From a jail cell Erin had written, "When I spoke to my son, you know what he wanted to talk about? Normally it's always been 'Mommy why you in jail? Why was you bad? When you coming back?' - all bad things, but he didn't ask any of that. The only thing he said was, 'Mommy, I want to go back to Blue Monarch.' "
Sometimes I feel the biggest challenge we face in what we do is not even the drugs. It's the extremely intense pull of what's familiar. It's typically what they knew as children. So even though it may be dysfunctional, chaotic, and harmful, they are naturally drawn to it like a magnet.
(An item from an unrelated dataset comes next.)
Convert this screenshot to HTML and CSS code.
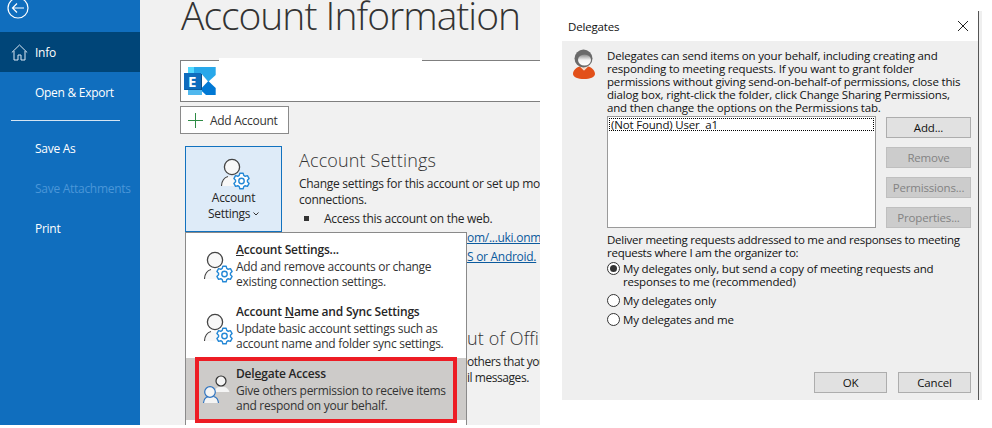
FILE: index.html
```html
<!DOCTYPE html>
<html lang="en">

<head>
    <meta charset="UTF-8">
    <title>Account Information and Delegates</title>
    <link rel="stylesheet" href="styles.css">
</head>

<body>
    <svg class="defs" width="0" height="0" aria-hidden="true">
        <symbol id="person-gear" viewBox="0 0 30 32">
            <path d="M.5 28c.3-5 2.700-8.500 6.500-9.500h6c2 .5 3 1.500 4 3V28z" fill="#f8f8f8" />
            <path d="M.5 28c.3-5 2.700-8.500 6.500-9.500" fill="none" stroke="#444" stroke-width="1.100" />
            <circle cx="11" cy="9" r="7.600" fill="#f8f8f8" stroke="#444" stroke-width="1.300" />
            <polygon transform="translate(20.500 23)" points="-2.250,-5.560 -1.660,-7.820 1.660,-7.820 2.250,-5.560 3.690,-4.730 5.950,-5.350 7.610,-2.470 5.940,-.84 5.940,.84 7.610,2.470 5.950,5.350 3.690,4.730 2.250,5.560 1.660,7.820 -1.660,7.820 -2.250,5.560 -3.690,4.730 -5.950,5.350 -7.610,2.470 -5.940,.84 -5.940,-.84 -7.610,-2.470 -5.950,-5.350 -3.690,-4.730" fill="#fff" stroke="#2488d6" stroke-width="1.400" stroke-linejoin="round" />
            <circle cx="20.500" cy="23" r="2.700" fill="none" stroke="#2488d6" stroke-width="1.400" />
        </symbol>
    </svg>

    <div class="page">
        <!-- Outlook backstage -->
        <div class="backstage">
            <nav class="sidebar">
                <div class="back">
                    <svg width="22" height="22" viewBox="0 0 22 22">
                        <circle cx="11" cy="11" r="10" fill="none" stroke="#fff" stroke-width="1.200" />
                        <path d="M17 11H5.500M10 6.500 5.500 11l4.500 4.500" fill="none" stroke="#fff" stroke-width="1.200" />
                    </svg>
                </div>
                <a class="nav-item active">
                    <svg class="home" width="17" height="17" viewBox="0 0 17 17">
                        <path d="M.8 8.500 8.500 1l7.700 7.500M3 7v9h4v-5h3v5h4V7" fill="none" stroke="#dce9f5" stroke-width="1" />
                    </svg>
                    Info
                </a>
                <a class="nav-item">Open &amp; Export</a>
                <div class="nav-line"></div>
                <a class="nav-item">Save As</a>
                <a class="nav-item disabled">Save Attachments</a>
                <a class="nav-item">Print</a>
            </nav>

            <main class="content">
                <h1>Account Information</h1>

                <div class="account-box">
                    <svg width="33" height="30" viewBox="0 0 33 30">
                        <path d="M4 0h14v7H4z" fill="#50d9ff" />
                        <path d="M10 0h8v8h-8z" fill="#28a8ea" />
                        <path d="M17.700 0h14v8l-7.400 6.700-6.600-7.700z" fill="#28a8ea" />
                        <path d="M24.300 14l7.400 7v7H22l-4.300-4V21z" fill="#0078d4" />
                        <path d="M4 22h14v6H4z" fill="#50b8ee" />
                        <path d="M0 6h17v17H0z" fill="#0f6cbd" />
                        <path d="M17 7h1v16H1v-.5h16z" fill="#0a4f86" />
                        <text x="4" y="20" class="exch-e">E</text>
                    </svg>
                </div>
                <div class="redact"></div>

                <button class="add-account">
                    <svg width="15" height="15" viewBox="0 0 15 15">
                        <path d="M7.500 0v15M0 7.500h15" stroke="#2e8b45" stroke-width="1" />
                    </svg>
                    Add Account
                </button>

                <section class="settings">
                    <div class="settings-tile">
                        <svg class="tile-icon" width="30" height="32"><use href="#person-gear" /></svg>
                        <span>Account<br>Settings <svg class="chevron" width="6" height="4" viewBox="0 0 6 4"><path d="M.5.5 3 3 5.500.5" fill="none" stroke="#333" stroke-width="1" /></svg></span>
                    </div>
                    <div class="settings-text">
                        <h2>Account Settings</h2>
                        <p>Change settings for this account or set up mo<br>connections.</p>
                        <ul>
                            <li>Access this account on the web.</li>
                        </ul>
                        <p class="peek link-one"><a>om/...uki.onm</a></p>
                        <p class="peek link-two"><a>S or Android.</a></p>
                    </div>
                </section>

                <section class="out-of-office">
                    <h2>ut of Offi</h2>
                    <p>others that you<br>il messages.</p>
                </section>

                <!-- Dropdown opened from the tile -->
                <div class="menu">
                    <div class="menu-item">
                        <svg width="30" height="32"><use href="#person-gear" /></svg>
                        <div>
                            <strong><u>A</u>ccount Settings...</strong>
                            <p>Add and remove accounts or change<br>existing connection settings.</p>
                        </div>
                    </div>
                    <div class="menu-item">
                        <svg width="30" height="32"><use href="#person-gear" /></svg>
                        <div>
                            <strong>Account <u>N</u>ame and Sync Settings</strong>
                            <p>Update basic account settings such as<br>account name and folder sync settings.</p>
                        </div>
                    </div>
                    <div class="menu-item hot">
                        <svg width="30" height="32" viewBox="0 0 30 32">
                            <path d="M10 17c1-3.500 3.500-5 5.500-5h4c3 0 5 2 6 5z" fill="#f4f4f4" />
                            <circle cx="17" cy="6" r="5" fill="#f4f4f4" stroke="#333" stroke-width="1.200" />
                            <path d="M-1 28c.3-4 2.500-6 5-6.500h5c2.500.5 4.700 2.500 5 6.500z" fill="#f4f4f4" />
                            <path d="M-.5 28c.3-4 2.500-6 5-6.500M9.500 21.500c2.500.5 4.700 2.500 5 6.500" fill="none" stroke="#2f74c0" stroke-width="1.200" />
                            <circle cx="6" cy="17" r="5.300" fill="#f4f4f4" stroke="#2f74c0" stroke-width="1.200" />
                        </svg>
                        <div>
                            <strong>Del<u>e</u>gate Access</strong>
                            <p>Give others permission to receive items<br>and respond on your behalf.</p>
                        </div>
                        <div class="red-box"></div>
                    </div>
                </div>
            </main>
        </div>

        <!-- Delegates dialog -->
        <div class="dialog">
            <div class="dialog-title">
                <span>Delegates</span>
                <svg width="12" height="12" viewBox="0 0 12 12">
                    <path d="M1 1l10 10M11 1 1 11" stroke="#222" stroke-width="1" />
                </svg>
            </div>
            <div class="dialog-body">
                <svg class="user-icon" width="24" height="32" viewBox="0 0 24 32">
                    <defs>
                        <linearGradient id="skin" x1="0" y1="0" x2="0" y2="1">
                            <stop offset="0" stop-color="#8a8a8a" />
                            <stop offset=".5" stop-color="#f2f2f2" />
                            <stop offset="1" stop-color="#fff" />
                        </linearGradient>
                    </defs>
                    <path d="M1 25c0-4 4-7 7-7.500l4 4 4-4c3 .5 7 3.500 7 7.500 0 3-5 5-11 5S1 28 1 25z" fill="#e2501a" />
                    <path d="M8 17.500l4 4 4-4-4-1z" fill="#f6d8c8" />
                    <circle cx="11.500" cy="9.500" r="9" fill="#6a6a6a" />
                    <ellipse cx="12.500" cy="11" rx="6.500" ry="5.500" fill="url(#skin)" />
                </svg>
                <div class="dialog-main">
                    <p class="intro">Delegates can send items on your behalf, including creating and<br>responding to meeting requests. If you want to grant folder<br>permissions without giving send-on-behalf-of permissions, close this<br>dialog box, right-click the folder, click Change Sharing Permissions,<br>and then change the options on the Permissions tab.</p>

                    <div class="picker">
                        <div class="listbox">
                            <div class="list-row">(Not Found) User&nbsp; a1</div>
                        </div>
                        <div class="picker-buttons">
                            <button class="btn">Add...</button>
                            <button class="btn off">Remove</button>
                            <button class="btn off">Permissions...</button>
                            <button class="btn off">Properties...</button>
                        </div>
                    </div>

                    <p class="deliver">Deliver meeting requests addressed to me and responses to meeting<br>requests where I am the organizer to:</p>

                    <div class="radio first"><i class="dot on"></i><span>My delegates only, but send a copy of meeting requests and<br>responses to me (recommended)</span></div>
                    <div class="radio"><i class="dot"></i><span>My delegates only</span></div>
                    <div class="radio"><i class="dot"></i><span>My delegates and me</span></div>
                </div>
                <div class="dialog-actions">
                    <button class="btn wide">OK</button>
                    <button class="btn wide">Cancel</button>
                </div>
            </div>
        </div>
    </div>
</body>

</html>
```

FILE: styles.css
```css
/* General reset */
* {
    margin: 0;
    padding: 0;
    box-sizing: border-box;
}

body {
    background: #fff;
    font-family: "Open Sans", "Noto Sans", sans-serif;
    width: 992px;
    height: 428px;
    overflow: hidden;
}

.defs {
    position: absolute;
}

.page {
    display: flex;
    align-items: flex-start;
}

/* Backstage */
.backstage {
    display: flex;
    width: 540px;
    height: 425px;
    flex-shrink: 0;
    font-size: 12px;
    letter-spacing: -0.28px;
}

.sidebar {
    width: 140px;
    background: #106ebe;
    color: #fff;
}

.back {
    height: 32px;
    padding-left: 7px;
    overflow: hidden;
}

.back svg {
    display: block;
    margin-top: -3px;
}

.nav-item {
    display: block;
    height: 40px;
    line-height: 42px;
    padding-left: 35px;
    position: relative;
}

.nav-item.active {
    background: #004578;
}

.nav-item.disabled {
    color: #4a96d8;
}

.home {
    position: absolute;
    left: 11px;
    top: 12px;
}

.nav-line {
    height: 1px;
    background: #d5e5f3;
    margin: 8px 20px 7px 11px;
}

/* Main area */
.content {
    width: 400px;
    background: #f1f1f1;
    position: relative;
    overflow: hidden;
    padding-left: 40px;
    color: #262626;
}

h1 {
    font-weight: 300;
    font-size: 39px;
    letter-spacing: -1px;
    line-height: 40px;
    margin: -5px 0 0 1px;
    height: 65px;
    white-space: nowrap;
    color: #333;
}

.account-box {
    height: 42px;
    background: #fff;
    border: 1px solid #7f7f7f;
    border-right: 0;
    padding-top: 6px;
    padding-left: 3px;
}

.account-box svg {
    display: block;
}

.exch-e {
    font-family: "Open Sans", sans-serif;
    font-size: 15px;
    font-weight: 700;
    fill: #fff;
}

/* white patch over the top of the account box */
.redact {
    position: absolute;
    left: 79px;
    top: 58px;
    width: 203px;
    height: 4px;
    background: #fff;
}

.add-account {
    display: flex;
    align-items: center;
    gap: 7px;
    width: 109px;
    height: 28px;
    margin-top: 4px;
    padding-left: 7px;
    background: #fff;
    border: 1px solid #8a8a8a;
    font: inherit;
    letter-spacing: inherit;
    color: #333;
    white-space: nowrap;
}

.settings {
    display: flex;
    margin: 12px 0 0 5px;
    height: 180px;
}

.settings-tile {
    width: 97px;
    height: 86px;
    background: #deebf8;
    border: 1px solid #1272bf;
    text-align: center;
    line-height: 16px;
    padding-top: 11px;
    flex-shrink: 0;
}

.tile-icon {
    display: block;
    margin-left: 35px;
}

.chevron {
    vertical-align: 2px;
}

.settings-text {
    margin: 2px 0 0 17px;
    white-space: nowrap;
    line-height: 16px;
}

h2 {
    font-weight: 300;
    font-size: 18px;
    letter-spacing: 0.15px;
    line-height: 24px;
    color: #333;
}

.settings-text h2 {
    margin-bottom: 4px;
}

.settings-text ul {
    list-style: none;
    margin-top: 3px;
    padding-left: 25px;
    position: relative;
}

.settings-text li::before {
    content: "";
    position: absolute;
    left: 5px;
    top: 5px;
    width: 5px;
    height: 5px;
    background: #333;
}

.settings-text a {
    color: #0b5a9d;
    text-decoration: underline;
}

/* what shows of the links beside the open menu */
.peek {
    margin-left: 168px;
}

.link-one {
    margin-top: 3px;
}

.link-two {
    margin-top: 3px;
}

.out-of-office {
    margin-left: 287px;
    white-space: nowrap;
    line-height: 16px;
}

.out-of-office h2 {
    margin-bottom: 4px;
}

.out-of-office p {
    letter-spacing: -0.45px;
}

/* Dropdown menu */
.menu {
    position: absolute;
    left: 45px;
    top: 232px;
    width: 282px;
    height: 196px;
    background: #fff;
    border: 1px solid #8a8a8a;
    padding-top: 1px;
    line-height: 15px;
}

.menu-item {
    display: flex;
    height: 62px;
    padding: 8px 0 0 18px;
    gap: 2px;
    position: relative;
    white-space: nowrap;
}

.menu-item svg {
    margin-top: 9px;
    flex-shrink: 0;
    overflow: visible;
}

.menu-item strong {
    display: block;
    font-weight: 600;
    letter-spacing: -0.2px;
    margin-bottom: 2px;
}

.menu-item.hot {
    background: #cdcbc9;
}

.menu-item p {
    color: #333;
}

.red-box {
    position: absolute;
    left: 9px;
    right: 9px;
    top: -1px;
    height: 66px;
    border: 4px solid #ed1c24;
}

/* Delegates dialog */
.dialog {
    margin: 11px 0 0 22px;
    width: 420px;
    height: 389px;
    font-size: 11.5px;
    letter-spacing: -0.18px;
    color: #111;
    border-right: 3px solid #efefef;
    line-height: 13px;
}

.dialog-title {
    height: 30px;
    display: flex;
    justify-content: space-between;
    align-items: center;
    padding: 0 9px 0 6px;
    background: #fff;
    border-right: 1px solid #555;
}

.dialog-body {
    height: 359px;
    background: #efefef;
    border-right: 1px solid #555;
    position: relative;
    display: flex;
    padding: 8px 7px 0 10px;
}

.user-icon {
    flex-shrink: 0;
    margin-right: 11px;
}

.dialog-main {
    white-space: nowrap;
    flex: 1;
}

.picker {
    display: flex;
    gap: 10px;
    margin-top: 2px;
}

.listbox {
    width: 269px;
    height: 112px;
    background: #fff;
    border: 1px solid #9a9a9a;
    padding: 1px;
}

.list-row {
    height: 13px;
    border: 1px dotted #000;
    line-height: 11px;
    padding-left: 1px;
}

.picker-buttons {
    display: flex;
    flex-direction: column;
    gap: 9px;
    margin-top: 1px;
}

.btn {
    width: 85px;
    height: 21px;
    background: #e1e1e1;
    border: 1px solid #adadad;
    font: inherit;
    letter-spacing: inherit;
    color: #111;
}

.btn.off {
    background: #ccc;
    border-color: #bfbfbf;
    color: #838383;
}

.deliver {
    margin-top: 5px;
    letter-spacing: -0.26px;
}

.radio {
    display: flex;
    gap: 3px;
    margin-top: 6px;
}

.radio.first {
    margin-top: 3px;
}

.dot {
    width: 13px;
    height: 13px;
    border: 1px solid #333;
    border-radius: 50%;
    background: #fff;
    flex-shrink: 0;
    position: relative;
}

.dot.on::after {
    content: "";
    position: absolute;
    left: 2px;
    top: 2px;
    width: 7px;
    height: 7px;
    border-radius: 50%;
    background: #333;
}

.dialog-actions {
    position: absolute;
    right: 7px;
    bottom: 7px;
    display: flex;
    gap: 11px;
}

.btn.wide {
    width: 73px;
}
```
Therefore, we want to become THAT. We want to become that same powerful, pulling force for the children we serve.
We want the life we provide at Blue Monarch to be what our children spring back to like a bungee cord. We want to be what is familiar to them, what they long for even as adults. For Erin, even though her story did not turn out the way we wanted, she gave her children a beautiful gift by providing them wonderful memories of a life they may have otherwise never known, and one she never had herself as a child. A place where the world is safe, people are nurtured and loved, the future is bright and full of hope. Erin planted those seeds in her children and we must pray they will continue to grow.
Thank you, Erin, for sharing your life - and death - with us because I believe God found a way to turn your darkness into light for many others. And that's a suitcase I'm honored to carry for a long, long time.